You as a university professor does research funded by grants from public money on  advanced technology. At the same time, you are co-founder or major shareholder  in a  start-  up company which tries to capitalize on this research to generate  wealth  (Success will make you enormously wealthy). Now on the surface, this is the  way it should be. Good idea from publically funded research is being commercialized   to benefit society. The fact some people got rich in the process is in some  sense  incidental. The problem comes in when the same person is involved in both endeavors. For examples, you employ research students on your university grant at very low wages to work on research problems directly benefit the company’s commercial  product, you use university research funds for expenses that should be paid by the  company. Most universities have clear rules against such transgressions. However,  how to draw the “red lines” is fuzzy and subject to contention. The university’s hand  is not totally clean either since the university also gets financial benefit when she  licenses the idea to the successful commercial company. The case cited above is still  unsettled and in legal dispute.
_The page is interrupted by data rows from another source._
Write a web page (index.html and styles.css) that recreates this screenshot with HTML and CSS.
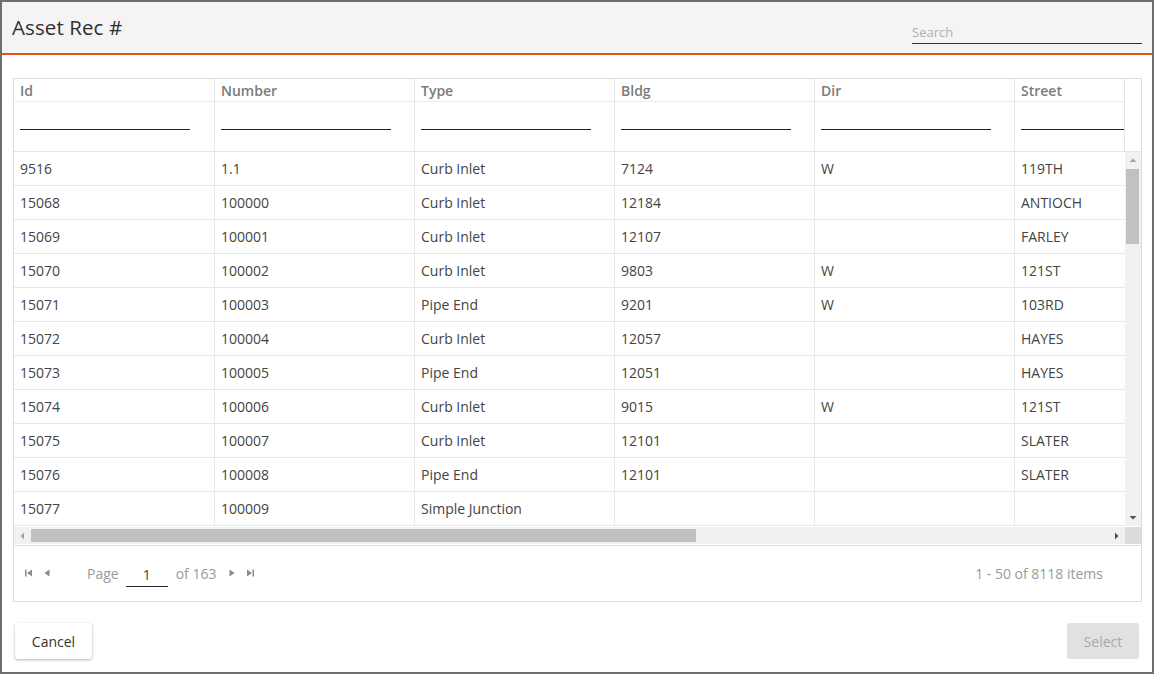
FILE: index.html
```html
<!DOCTYPE html>
<html>
<head>
<meta charset="utf-8">
<link rel="stylesheet" href="styles.css">
</head>
<body>
<div class="dialog">
  <div class="dlg-head">
    <h1 class="title">Asset Rec #</h1>
    <div class="search">Search</div>
  </div>
  <div class="dlg-body">
    <div class="grid">
      <div class="grid-head">
        <div class="head-cols">
          <div class="hrow names">
            <div class="cell">Id</div><div class="cell">Number</div><div class="cell">Type</div><div class="cell">Bldg</div><div class="cell">Dir</div><div class="cell">Street</div>
          </div>
          <div class="hrow filters">
            <div class="cell"><span class="fline"></span></div><div class="cell"><span class="fline"></span></div><div class="cell"><span class="fline"></span></div><div class="cell"><span class="fline"></span></div><div class="cell"><span class="fline"></span></div><div class="cell"><span class="fline"></span></div>
          </div>
        </div>
        <div class="head-spacer"></div>
      </div>
      <div class="grid-main">
        <div class="body-cols">
          <div class="row"><div class="cell">9516</div><div class="cell">1.1</div><div class="cell">Curb Inlet</div><div class="cell">7124</div><div class="cell">W</div><div class="cell">119TH</div></div>
          <div class="row"><div class="cell">15068</div><div class="cell">100000</div><div class="cell">Curb Inlet</div><div class="cell">12184</div><div class="cell"></div><div class="cell">ANTIOCH</div></div>
          <div class="row"><div class="cell">15069</div><div class="cell">100001</div><div class="cell">Curb Inlet</div><div class="cell">12107</div><div class="cell"></div><div class="cell">FARLEY</div></div>
          <div class="row"><div class="cell">15070</div><div class="cell">100002</div><div class="cell">Curb Inlet</div><div class="cell">9803</div><div class="cell">W</div><div class="cell">121ST</div></div>
          <div class="row"><div class="cell">15071</div><div class="cell">100003</div><div class="cell">Pipe End</div><div class="cell">9201</div><div class="cell">W</div><div class="cell">103RD</div></div>
          <div class="row"><div class="cell">15072</div><div class="cell">100004</div><div class="cell">Curb Inlet</div><div class="cell">12057</div><div class="cell"></div><div class="cell">HAYES</div></div>
          <div class="row"><div class="cell">15073</div><div class="cell">100005</div><div class="cell">Pipe End</div><div class="cell">12051</div><div class="cell"></div><div class="cell">HAYES</div></div>
          <div class="row"><div class="cell">15074</div><div class="cell">100006</div><div class="cell">Curb Inlet</div><div class="cell">9015</div><div class="cell">W</div><div class="cell">121ST</div></div>
          <div class="row"><div class="cell">15075</div><div class="cell">100007</div><div class="cell">Curb Inlet</div><div class="cell">12101</div><div class="cell"></div><div class="cell">SLATER</div></div>
          <div class="row"><div class="cell">15076</div><div class="cell">100008</div><div class="cell">Pipe End</div><div class="cell">12101</div><div class="cell"></div><div class="cell">SLATER</div></div>
          <div class="row"><div class="cell">15077</div><div class="cell">100009</div><div class="cell">Simple Junction</div><div class="cell"></div><div class="cell"></div><div class="cell"></div></div>
        </div>
        <div class="vscroll">
          <svg class="arr" width="16" height="16" viewBox="0 0 16 16"><path d="M4.5 10 L8 6.5 L11.5 10 Z" fill="#a3a3a3"/></svg>
          <div class="vtrack"><div class="vthumb"></div></div>
          <svg class="arr" width="16" height="16" viewBox="0 0 16 16"><path d="M4.5 6 L8 9.5 L11.5 6 Z" fill="#505050"/></svg>
        </div>
      </div>
      <div class="hscroll">
        <div class="htrack-wrap">
          <svg class="arr" width="16" height="16" viewBox="0 0 16 16"><path d="M10 4.5 L6.5 8 L10 11.5 Z" fill="#a3a3a3"/></svg>
          <div class="htrack"><div class="hthumb"></div></div>
          <svg class="arr" width="16" height="16" viewBox="0 0 16 16"><path d="M6 4.5 L9.5 8 L6 11.5 Z" fill="#505050"/></svg>
        </div>
        <div class="corner"></div>
      </div>
      <div class="pager">
        <div class="pager-left">
          <svg class="pico" width="14" height="14" viewBox="0 0 14 14"><rect x="3" y="3.5" width="1.5" height="7" fill="#8a8a8a"/><path d="M10 3.5 L5 7 L10 10.5 Z" fill="#8a8a8a"/></svg>
          <svg class="pico" width="14" height="14" viewBox="0 0 14 14"><path d="M9.5 3.5 L4.5 7 L9.5 10.5 Z" fill="#8a8a8a"/></svg>
          <span class="plabel">Page</span>
          <span class="pinput">1</span>
          <span class="plabel of">of 163</span>
          <svg class="pico" width="14" height="14" viewBox="0 0 14 14"><path d="M4.5 3.5 L9.5 7 L4.5 10.5 Z" fill="#8a8a8a"/></svg>
          <svg class="pico" width="14" height="14" viewBox="0 0 14 14"><path d="M4 3.5 L9 7 L4 10.5 Z" fill="#8a8a8a"/><rect x="9.5" y="3.5" width="1.5" height="7" fill="#8a8a8a"/></svg>
        </div>
        <div class="pinfo">1 - 50 of 8118 items</div>
      </div>
    </div>
  </div>
  <div class="dlg-foot">
    <button class="btn cancel">Cancel</button>
    <button class="btn select">Select</button>
  </div>
</div>
</body>
</html>
```
FILE: styles.css
```css
html, body {
  margin: 0;
  padding: 0;
}
body {
  background: #6e6e6e;
  width: 1154px;
  height: 674px;
  overflow: hidden;
  font-family: "Open Sans", "Liberation Sans", sans-serif;
  padding: 2px;
  box-sizing: border-box;
}
.dialog {
  width: 1150px;
  height: 670px;
  background: #fff;
  display: flex;
  flex-direction: column;
}
.dlg-head {
  height: 51px;
  flex: none;
  background: #f4f4f4;
  border-bottom: 2px solid #e5521e;
  display: flex;
  align-items: center;
  justify-content: space-between;
  padding: 0 10px 0 10px;
}
.title {
  margin: 0;
  font-size: 20.5px;
  font-weight: 400;
  color: #2f2f2f;
  letter-spacing: 0.1px;
  padding-bottom: 2px;
}
.search {
  width: 230px;
  height: 22px;
  margin-top: 10px;
  border-bottom: 1px solid #333;
  font-size: 13px;
  color: #b0b0b0;
  line-height: 20px;
  box-sizing: border-box;
}
.dlg-body {
  padding: 23px 10px 0 11px;
}
.grid {
  border: 1px solid #dcdcdc;
  width: 1129px;
  box-sizing: border-box;
  display: flex;
  flex-direction: column;
  font-size: 14px;
  color: #444;
}
.grid-head {
  display: flex;
  border-bottom: 1px solid #e4e4e4;
}
.head-cols {
  width: 1110px;
  overflow: hidden;
}
.head-spacer {
  width: 16px;
  border-left: 1px solid #e4e4e4;
}
.hrow {
  display: flex;
  width: 1200px;
}
.cell {
  width: 200px;
  flex: none;
  box-sizing: border-box;
  padding-left: 6px;
  border-left: 1px solid #e8e8e8;
  white-space: nowrap;
  overflow: hidden;
}
.hrow .cell:first-child,
.row .cell:first-child {
  border-left: none;
}
.names .cell {
  height: 23px;
  line-height: 23px;
  font-weight: 600;
  color: #7b7b7b;
  border-bottom: 1px solid #ececec;
}
.filters .cell {
  height: 49px;
}
.fline {
  display: block;
  width: 170px;
  height: 1px;
  background: #222;
  margin-top: 27px;
}
.grid-main {
  display: flex;
  height: 374px;
}
.body-cols {
  width: 1111px;
  overflow: hidden;
}
.row {
  display: flex;
  width: 1200px;
}
.row .cell {
  height: 34px;
  line-height: 33px;
  border-bottom: 1px solid #e8e8e8;
}
.vscroll {
  width: 16px;
  background: #f1f1f1;
  display: flex;
  flex-direction: column;
}
.arr {
  display: block;
  flex: none;
}
.vtrack {
  flex: 1;
  padding: 1px 2px 0 1px;
}
.vthumb {
  height: 75px;
  background: #c1c1c1;
}
.hscroll {
  display: flex;
  height: 20px;
  padding-top: 1px;
  border-bottom: 1px solid #dedede;
  box-sizing: border-box;
}
.htrack-wrap {
  width: 1111px;
  display: flex;
  align-items: center;
  background: #f1f1f1;
  height: 17px;
}
.htrack {
  flex: 1;
  padding: 2px 0 2px 1px;
}
.hthumb {
  width: 665px;
  height: 13px;
  background: #c1c1c1;
}
.corner {
  width: 16px;
  height: 17px;
  background: #dcdcdc;
}
.pager {
  height: 55px;
  display: flex;
  align-items: center;
  justify-content: space-between;
  padding: 0 38px 0 8px;
  font-size: 14px;
}
.pager-left {
  display: flex;
  align-items: center;
  margin-top: -1px;
}
.pico {
  display: block;
  margin-right: 4px;
}
.pager-left .pico:nth-child(2) {
  margin-right: 33px;
}
.plabel {
  color: #9a9a9a;
}
.pinput {
  width: 42px;
  margin: 4px 8px 0 7px;
  text-align: center;
  color: #444;
  border-bottom: 1px solid #222;
  line-height: 22px;
}
.of {
  margin-right: 9px;
}
.pinfo {
  color: #9a9a9a;
  margin-top: -1px;
}
.dlg-foot {
  display: flex;
  justify-content: space-between;
  padding: 21px 13px 0 13px;
}
.btn {
  height: 36px;
  border: none;
  border-radius: 3px;
  font-family: "Open Sans", "Liberation Sans", sans-serif;
  font-size: 14px;
  padding: 0;
}
.cancel {
  width: 77px;
  background: #fff;
  color: #333;
  font-weight: 500;
  box-shadow: 0 1px 3px rgba(0,0,0,0.3);
}
.select {
  width: 72px;
  background: #e1e1e1;
  color: #a9a9a9;
}
```
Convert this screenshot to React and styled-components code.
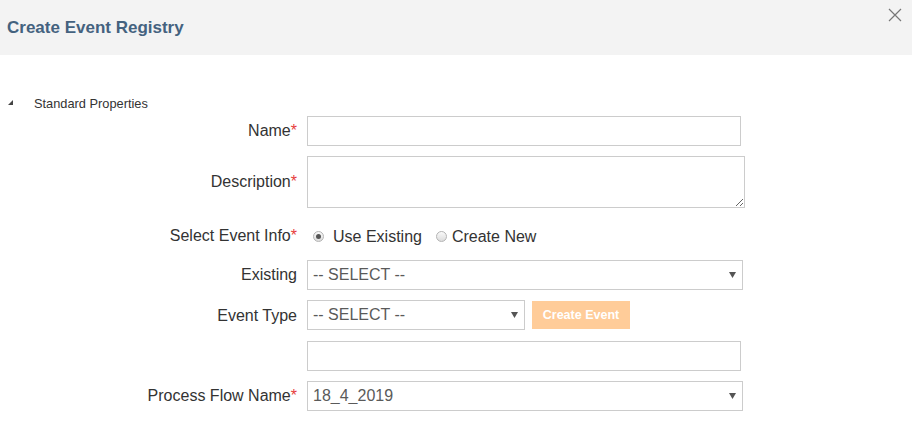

Of course, this case is only symptomatic of thousands similar cases, legitimate  or  otherwise, that goes on in every country in the world. So does the rules  and views  governing such issues vary from country to country.  In China, my  understanding is that the rules are much more relaxed, and basically, anything goes  and only governed by personal ethics of the persons involved. In the name of public  good, you let individual get away with or even approve their actions. It is a balance  that does not have a clear cut standard depending on custom, current society value,  and the details of the personnel and actionsinvolved.

By the way, such problems seldom arise in theoretical or mathematically oriented   subjects.  You cannot patent,commercialize, or monopolize “ideas” .  Thus, I am spared of such moral dilemma in my academic life and have the luxury of  discussing  them dispassionately.